当时我不知道,是因为感觉到失去了母亲哭的撕心裂肺,还是因为太过饥饿饿的哇哇叫,从早到晚哭个不停。

后来二婶实在看不下去,就把我抱回家里照顾着。

我饿了,二婶就用她的母乳喂我吃,因为当时我已经六七个月了,饭量不小,我要是吃饱了,堂弟就得饿着。

“淑华,你怎么能饿着自己儿子,给人家孩子喂奶吃。”二婶的娘家妈恶狠狠的数落着自己女儿。

“妈,明凯是个可怜的孩子,才几个月大就没了妈,现在我大哥还疯疯癫癫,我要是不伺候他,那他就得活活被饿死。”

“你可以伺候这个孩子,但是总不能因为让他吃饱了,让自家孩子饿着吧。
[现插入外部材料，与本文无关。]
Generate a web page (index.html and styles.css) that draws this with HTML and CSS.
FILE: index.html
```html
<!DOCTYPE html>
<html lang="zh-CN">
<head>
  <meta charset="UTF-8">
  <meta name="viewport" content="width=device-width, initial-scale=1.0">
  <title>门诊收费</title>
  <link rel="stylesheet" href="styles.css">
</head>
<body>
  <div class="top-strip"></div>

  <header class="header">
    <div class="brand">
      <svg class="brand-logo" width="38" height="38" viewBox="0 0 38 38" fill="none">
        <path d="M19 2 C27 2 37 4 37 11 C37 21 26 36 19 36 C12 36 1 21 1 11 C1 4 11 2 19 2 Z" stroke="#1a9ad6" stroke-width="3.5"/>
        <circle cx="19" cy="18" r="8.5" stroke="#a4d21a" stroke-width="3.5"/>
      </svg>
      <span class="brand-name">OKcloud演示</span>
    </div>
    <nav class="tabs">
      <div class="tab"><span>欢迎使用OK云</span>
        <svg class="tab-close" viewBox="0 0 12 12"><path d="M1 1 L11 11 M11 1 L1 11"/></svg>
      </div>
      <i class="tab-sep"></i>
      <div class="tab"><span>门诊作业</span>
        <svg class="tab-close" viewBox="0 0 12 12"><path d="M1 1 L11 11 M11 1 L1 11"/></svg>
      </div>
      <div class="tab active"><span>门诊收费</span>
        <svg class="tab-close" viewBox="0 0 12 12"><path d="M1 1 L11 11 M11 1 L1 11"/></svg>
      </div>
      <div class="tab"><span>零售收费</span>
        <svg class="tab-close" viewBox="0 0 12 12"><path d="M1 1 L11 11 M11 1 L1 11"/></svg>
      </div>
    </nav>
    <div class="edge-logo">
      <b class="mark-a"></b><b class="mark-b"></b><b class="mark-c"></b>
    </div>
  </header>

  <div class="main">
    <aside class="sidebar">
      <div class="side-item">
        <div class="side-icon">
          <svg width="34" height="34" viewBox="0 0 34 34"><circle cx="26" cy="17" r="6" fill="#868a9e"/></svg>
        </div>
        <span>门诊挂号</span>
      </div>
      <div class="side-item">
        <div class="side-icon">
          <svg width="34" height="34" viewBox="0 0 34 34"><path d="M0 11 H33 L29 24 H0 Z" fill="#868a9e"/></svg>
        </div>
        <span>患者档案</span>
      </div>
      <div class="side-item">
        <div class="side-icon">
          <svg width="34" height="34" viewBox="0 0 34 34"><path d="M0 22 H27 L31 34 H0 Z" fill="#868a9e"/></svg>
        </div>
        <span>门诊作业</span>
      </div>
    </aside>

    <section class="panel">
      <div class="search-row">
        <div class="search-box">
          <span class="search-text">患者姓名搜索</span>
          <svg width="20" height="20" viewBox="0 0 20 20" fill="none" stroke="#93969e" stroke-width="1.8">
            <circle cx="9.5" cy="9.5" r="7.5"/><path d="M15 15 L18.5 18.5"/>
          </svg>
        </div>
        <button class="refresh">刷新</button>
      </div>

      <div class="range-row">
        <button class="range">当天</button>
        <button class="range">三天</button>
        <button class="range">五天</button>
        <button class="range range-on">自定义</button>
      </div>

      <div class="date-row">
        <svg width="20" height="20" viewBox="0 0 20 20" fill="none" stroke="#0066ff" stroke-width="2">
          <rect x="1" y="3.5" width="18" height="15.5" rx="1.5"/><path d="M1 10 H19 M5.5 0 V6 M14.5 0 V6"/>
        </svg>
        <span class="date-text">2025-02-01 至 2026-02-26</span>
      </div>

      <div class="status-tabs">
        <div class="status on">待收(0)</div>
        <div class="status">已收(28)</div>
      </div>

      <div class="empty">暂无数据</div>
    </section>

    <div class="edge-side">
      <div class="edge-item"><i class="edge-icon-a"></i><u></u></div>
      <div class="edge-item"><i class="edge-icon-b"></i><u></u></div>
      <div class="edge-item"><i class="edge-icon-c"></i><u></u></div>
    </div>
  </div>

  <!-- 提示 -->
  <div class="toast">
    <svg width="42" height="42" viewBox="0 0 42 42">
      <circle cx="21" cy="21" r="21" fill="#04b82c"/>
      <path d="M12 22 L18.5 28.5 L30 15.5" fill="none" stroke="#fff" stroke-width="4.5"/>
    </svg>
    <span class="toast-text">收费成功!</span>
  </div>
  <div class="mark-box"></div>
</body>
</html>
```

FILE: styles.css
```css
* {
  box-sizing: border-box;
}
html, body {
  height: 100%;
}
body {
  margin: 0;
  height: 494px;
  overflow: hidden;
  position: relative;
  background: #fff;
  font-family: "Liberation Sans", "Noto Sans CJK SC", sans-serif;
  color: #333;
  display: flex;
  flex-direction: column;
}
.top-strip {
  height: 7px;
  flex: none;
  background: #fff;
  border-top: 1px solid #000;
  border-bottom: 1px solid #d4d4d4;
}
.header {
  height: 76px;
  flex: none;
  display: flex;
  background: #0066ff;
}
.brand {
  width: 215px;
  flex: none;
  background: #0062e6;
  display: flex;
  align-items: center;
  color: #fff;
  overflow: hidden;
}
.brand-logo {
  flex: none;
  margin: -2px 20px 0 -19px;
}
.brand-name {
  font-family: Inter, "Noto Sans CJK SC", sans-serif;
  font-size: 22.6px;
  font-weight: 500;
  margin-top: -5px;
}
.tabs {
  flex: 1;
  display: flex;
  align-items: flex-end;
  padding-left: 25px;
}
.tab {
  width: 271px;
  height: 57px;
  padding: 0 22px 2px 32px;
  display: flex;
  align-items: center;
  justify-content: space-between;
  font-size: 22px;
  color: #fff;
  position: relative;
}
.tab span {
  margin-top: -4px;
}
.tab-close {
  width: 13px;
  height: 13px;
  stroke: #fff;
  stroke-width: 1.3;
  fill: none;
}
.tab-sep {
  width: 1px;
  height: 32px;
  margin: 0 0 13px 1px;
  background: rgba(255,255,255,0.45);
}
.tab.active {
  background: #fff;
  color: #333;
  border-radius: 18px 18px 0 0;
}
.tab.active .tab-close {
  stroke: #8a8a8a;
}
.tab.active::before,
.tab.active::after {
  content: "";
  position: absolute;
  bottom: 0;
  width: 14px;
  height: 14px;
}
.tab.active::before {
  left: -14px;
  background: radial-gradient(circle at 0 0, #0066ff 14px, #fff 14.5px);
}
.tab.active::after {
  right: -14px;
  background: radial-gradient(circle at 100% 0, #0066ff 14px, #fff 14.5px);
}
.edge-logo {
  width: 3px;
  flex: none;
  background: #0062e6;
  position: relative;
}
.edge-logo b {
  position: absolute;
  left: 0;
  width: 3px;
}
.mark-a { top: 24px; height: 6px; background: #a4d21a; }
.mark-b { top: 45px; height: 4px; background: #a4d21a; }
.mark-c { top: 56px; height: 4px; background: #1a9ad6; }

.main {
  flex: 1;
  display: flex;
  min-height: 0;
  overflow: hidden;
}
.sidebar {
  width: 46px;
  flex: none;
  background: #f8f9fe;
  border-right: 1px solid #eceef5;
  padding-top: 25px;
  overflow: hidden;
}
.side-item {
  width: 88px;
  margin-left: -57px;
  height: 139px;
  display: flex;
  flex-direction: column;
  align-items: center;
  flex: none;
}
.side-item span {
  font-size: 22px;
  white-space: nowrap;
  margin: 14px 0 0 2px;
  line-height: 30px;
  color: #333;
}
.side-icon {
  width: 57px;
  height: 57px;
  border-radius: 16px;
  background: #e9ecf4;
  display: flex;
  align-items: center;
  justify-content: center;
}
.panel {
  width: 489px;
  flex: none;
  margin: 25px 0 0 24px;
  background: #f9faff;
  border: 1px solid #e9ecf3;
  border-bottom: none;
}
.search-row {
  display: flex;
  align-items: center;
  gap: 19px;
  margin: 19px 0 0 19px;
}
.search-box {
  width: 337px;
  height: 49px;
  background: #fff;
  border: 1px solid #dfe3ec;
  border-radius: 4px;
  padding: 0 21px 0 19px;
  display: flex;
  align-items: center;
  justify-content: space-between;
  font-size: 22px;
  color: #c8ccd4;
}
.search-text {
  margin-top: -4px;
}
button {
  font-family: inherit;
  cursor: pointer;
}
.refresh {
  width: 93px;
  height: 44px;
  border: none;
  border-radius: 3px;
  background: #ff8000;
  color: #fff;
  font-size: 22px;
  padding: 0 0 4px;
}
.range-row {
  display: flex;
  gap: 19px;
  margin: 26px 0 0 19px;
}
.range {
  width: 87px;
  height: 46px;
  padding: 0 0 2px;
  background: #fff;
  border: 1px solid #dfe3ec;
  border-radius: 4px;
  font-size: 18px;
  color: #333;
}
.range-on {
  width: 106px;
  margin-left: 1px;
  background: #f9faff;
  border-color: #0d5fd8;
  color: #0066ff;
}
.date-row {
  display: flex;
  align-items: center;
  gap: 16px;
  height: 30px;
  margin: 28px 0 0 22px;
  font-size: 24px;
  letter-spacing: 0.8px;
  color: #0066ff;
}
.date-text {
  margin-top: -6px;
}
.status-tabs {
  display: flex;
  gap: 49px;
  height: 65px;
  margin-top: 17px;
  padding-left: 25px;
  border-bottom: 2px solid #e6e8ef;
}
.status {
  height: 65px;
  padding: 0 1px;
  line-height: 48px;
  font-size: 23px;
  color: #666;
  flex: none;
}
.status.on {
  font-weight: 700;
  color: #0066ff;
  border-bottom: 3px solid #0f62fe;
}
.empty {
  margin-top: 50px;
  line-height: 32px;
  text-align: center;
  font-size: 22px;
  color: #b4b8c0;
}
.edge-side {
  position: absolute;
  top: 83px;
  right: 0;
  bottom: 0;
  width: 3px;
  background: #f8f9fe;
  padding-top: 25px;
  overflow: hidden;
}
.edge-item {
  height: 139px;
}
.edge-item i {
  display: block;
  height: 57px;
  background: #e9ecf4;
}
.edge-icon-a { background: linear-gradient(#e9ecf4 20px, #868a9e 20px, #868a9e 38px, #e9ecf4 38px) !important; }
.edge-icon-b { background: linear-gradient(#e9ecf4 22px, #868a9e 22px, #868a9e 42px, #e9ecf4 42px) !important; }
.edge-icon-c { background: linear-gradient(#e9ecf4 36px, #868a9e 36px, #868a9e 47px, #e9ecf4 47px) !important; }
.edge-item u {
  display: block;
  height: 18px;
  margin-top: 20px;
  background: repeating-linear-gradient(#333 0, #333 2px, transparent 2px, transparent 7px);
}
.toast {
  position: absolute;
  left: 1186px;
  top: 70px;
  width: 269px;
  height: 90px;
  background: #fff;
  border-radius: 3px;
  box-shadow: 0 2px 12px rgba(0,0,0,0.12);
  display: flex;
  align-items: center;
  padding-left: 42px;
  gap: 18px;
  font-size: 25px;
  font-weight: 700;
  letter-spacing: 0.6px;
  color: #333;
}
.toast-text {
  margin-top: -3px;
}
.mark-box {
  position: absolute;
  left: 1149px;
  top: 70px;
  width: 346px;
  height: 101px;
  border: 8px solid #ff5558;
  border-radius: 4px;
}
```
”

二婶没有听从她娘家妈的话,依旧把我当亲儿子对待。

后来二叔和二婶看我父亲那种状态,根本无法照顾我,于是,他们就把我一直留在身边照顾。

我可以这么说,我就是二叔和二婶带大的,入学以后,二婶天天骑着自行车驮着我和堂弟一起去学校,放学了,再把我俩接回来。

我和堂弟学习不分上下,俩人的成绩差不多,当我们同时考上高中时,因为家里不可能同时供两个孩子一起去念高中,所以必须得有一个辍学回家务农。

按照二叔的想法是让我辍学回家务农,毕竟我是当大的,而二婶却不同意,说我从小没有爸妈疼爱,已经够可怜的了,所以这个学必须我上。

我没有辜负二叔和二婶的一片苦心,在高中三年,我每天都点灯熬油学习,三年后考上了理想大学,大学毕业的我选择自主创业,后来通过自己的努力,终于闯出了一片天地。

几年前,我堂弟突然打电话给我,如今我拥有的一切都是他父母给的我,要我必须给他100万的精神赔偿。

当时,我所有的钱都投入到公司当中了,一时间根本拿不出这么多钱,可是堂弟又追的紧,我很难办。

当二婶得知堂弟在背后想从我要100万的精神赔偿,立马打电话过来告诉我,不许给堂弟一分钱,要不然从此不认我这个侄子。

二婶告诉我,堂弟一年多前染上了赌博的习惯,将家里的钱输得一干二净,还欠了不少外债,我要是再给他钱,说不定就将他送进监狱了。

从小到大我都是听二婶的话,她不让我干什么我不会去干,她不让我给堂弟钱,我肯定不会给的,在我心里,二叔和二婶就是我的再生父母,是他们给了我一切。